IT has been a great 15 months if you are rich or want to be.
News item: “A record 493 new faces joined Forbes’ World’s Billionaires list this year—roughly one new billionaire every 17 hours between March 2020 and March 2021—including 98 newcomers from the US.”
Elon Musk saw his net worth go up by $144 billion. Jeff Bezos added $86 billion. Page and Brin at Google are a combined $83 billion ahead of 2019. It is, of course, all because of the stock market and the Federal Reserve keeping interest rates at a 5,000-year low. Other newly minted billionaires include Kim Kardashian West, moviemaker Tyler Perry and Apple CEO Tim Cook. There are also those “front-liners” fighting the Covid pandemic. August Troendle, whose Medpace helps pharmaceutical companies run clinical trials for Covid-19 drugs, and three American shareholders of Covid vaccine developer Moderna: Timothy Springer, Noubar Afeyan and Robert Langer are all now billionaires.
But it is not just the super-duper rich that are in the stock market. Stockholdings among US households increased to 41 percent of total financial assets in April, the highest level on record. That is according to JPMorgan Chase & Co. and Federal Reserve data going back to 1952 that includes 401(k) retirement accounts.

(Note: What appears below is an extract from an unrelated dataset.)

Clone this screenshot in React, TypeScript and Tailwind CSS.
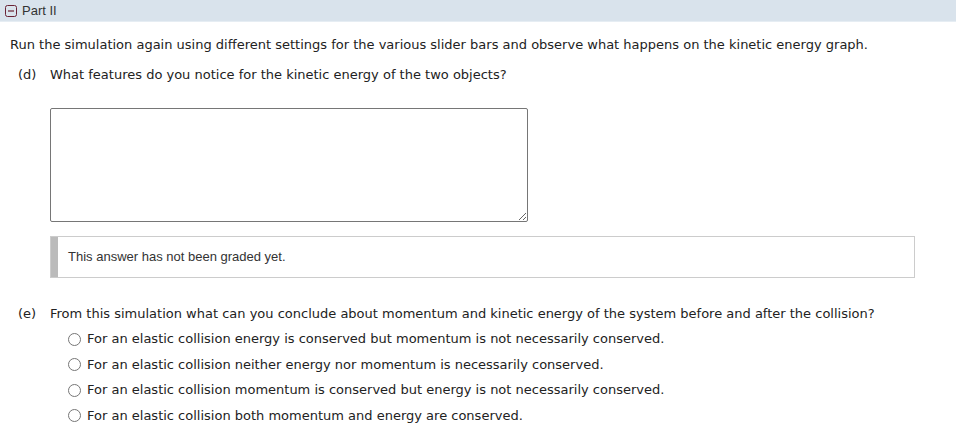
import React, { useState } from "react";

const OPTIONS = [
  "For an elastic collision energy is conserved but momentum is not necessarily conserved.",
  "For an elastic collision neither energy nor momentum is necessarily conserved.",
  "For an elastic collision momentum is conserved but energy is not necessarily conserved.",
  "For an elastic collision both momentum and energy are conserved.",
];

const verdana = { fontFamily: '"DejaVu Sans", Verdana, sans-serif' };
const arial = { fontFamily: '"Liberation Sans", Arial, sans-serif' };

const App = () => {
  const [answer, setAnswer] = useState("");
  const [choice, setChoice] = useState<number | null>(null);

  return (
    <div className="min-h-screen bg-white text-[#222]">
      {/* section header */}
      <div className="h-[22px] bg-[#d9e3ec] flex items-center pl-[5px] gap-[5px] border-b border-[#e6edf3]">
        <svg width="12" height="12" viewBox="0 0 12 12">
          <rect x="0.5" y="0.5" width="11" height="11" rx="2" fill="none" stroke="#6b2335" strokeWidth="1" />
          <line x1="3" y1="6" x2="9" y2="6" stroke="#6b2335" strokeWidth="1.2" />
        </svg>
        <span className="text-[13px] text-[#333]" style={arial}>
          Part II
        </span>
      </div>

      <div className="pl-[10px] pt-[15px] text-[13px]" style={verdana}>
        <p className="leading-[16px]">
          Run the simulation again using different settings for the various slider bars and observe what happens on the kinetic energy graph.
        </p>

        <div className="flex mt-[14px] leading-[16px]">
          <span className="w-[40px] pl-[8px]">(d)</span>
          <span>What features do you notice for the kinetic energy of the two objects?</span>
        </div>

        <div className="pl-[40px] mt-[25px]">
          <textarea
            value={answer}
            onChange={(e) => setAnswer(e.target.value)}
            className="block w-[478px] h-[114px] border border-[#767676] rounded-[2px] bg-white outline-none p-1"
          />

          <div className="mt-[14px] mr-[41px] h-[42px] flex border border-[#cccccc]">
            <div className="w-[7px] bg-[#bbbbbb]" />
            <div className="flex items-center pl-[10px] text-[13px] text-[#333]" style={arial}>
              This answer has not been graded yet.
            </div>
          </div>
        </div>

        <div className="flex mt-[28px] leading-[16px]">
          <span className="w-[40px] pl-[8px]">(e)</span>
          <span>
            From this simulation what can you conclude about momentum and kinetic energy of the system before and after the collision?
          </span>
        </div>

        <div className="pl-[58px] mt-[9px] flex flex-col gap-[9.5px]">
          {OPTIONS.map((opt, i) => (
            <label key={opt} className="flex items-center gap-[6px] leading-[16px] cursor-pointer">
              <input
                type="radio"
                name="part-e"
                checked={choice === i}
                onChange={() => setChoice(i)}
                className="m-0 w-[13px] h-[13px]"
              />
              <span>{opt}</span>
            </label>
          ))}
        </div>
      </div>
    </div>
  );
};

export default App;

While Joe Biden is not too happy and said, “Twenty million Americans lost their job in the pandemic,” he also went on to say “no one should have to choose between a job and a paycheck or taking care of themselves and their loved ones, or parent or spouse or child.” Absolutely. In modern society, no person should have to make that choice.
However, the US Federal Government has been helping to this extent. A record 34 percent of all household income in the US now comes from the government.
“Personal Current Transfer” payments are essentially government-sourced income such as unemployment benefits, welfare checks, and so on. In March, this number exploded to $8.1 trillion annualized, which was not only double the $4.1 trillion from February, but was also $5 trillion above the pre-Covid trend where transfer receipts were approximately $3.2 trillion.
Personal income excluding government handouts would be virtually unchanged from a year ago in March 2020 at $16 trillion. In a real sense, Americans got a “pay increase” as measured by household income from last year.
We know that government cash payments to people do not affect their desire to work an actual job. Except, a March survey of members by the National Federation of Independent Business found that 42 percent had job openings they could not fill. That is the highest since the survey started in 1972. A study released last month by the National Bureau of Economic Research found that a 10 percent increase in unemployment benefits during the pandemic led to a 3.6 percent drop in job applications. OK, I am not completely buying that as being a correlation and not just coincidental. But the point is, for all the pandemic pain, there is a lot of money rolling around.
Here is another news item. “While 4-week T-Bill rates dipped negative on occasion, last time the 4-Week Bill priced at a 0.000 percent interest rate was during post-Covid crash scramble in March 2020. Moments ago [last week], US Treasury sold $40 billion in 4-week bills at a price of 100.000 percent representing a [interest] rate of 0.00 percent.”
There is a direct correlation between stock market billionaires and zero interest rates. And also, with the government providing 34 percent of a family’s income. The government can borrow money for free on a loan it will never pay back. Party like it’s New Year’s Eve 1929.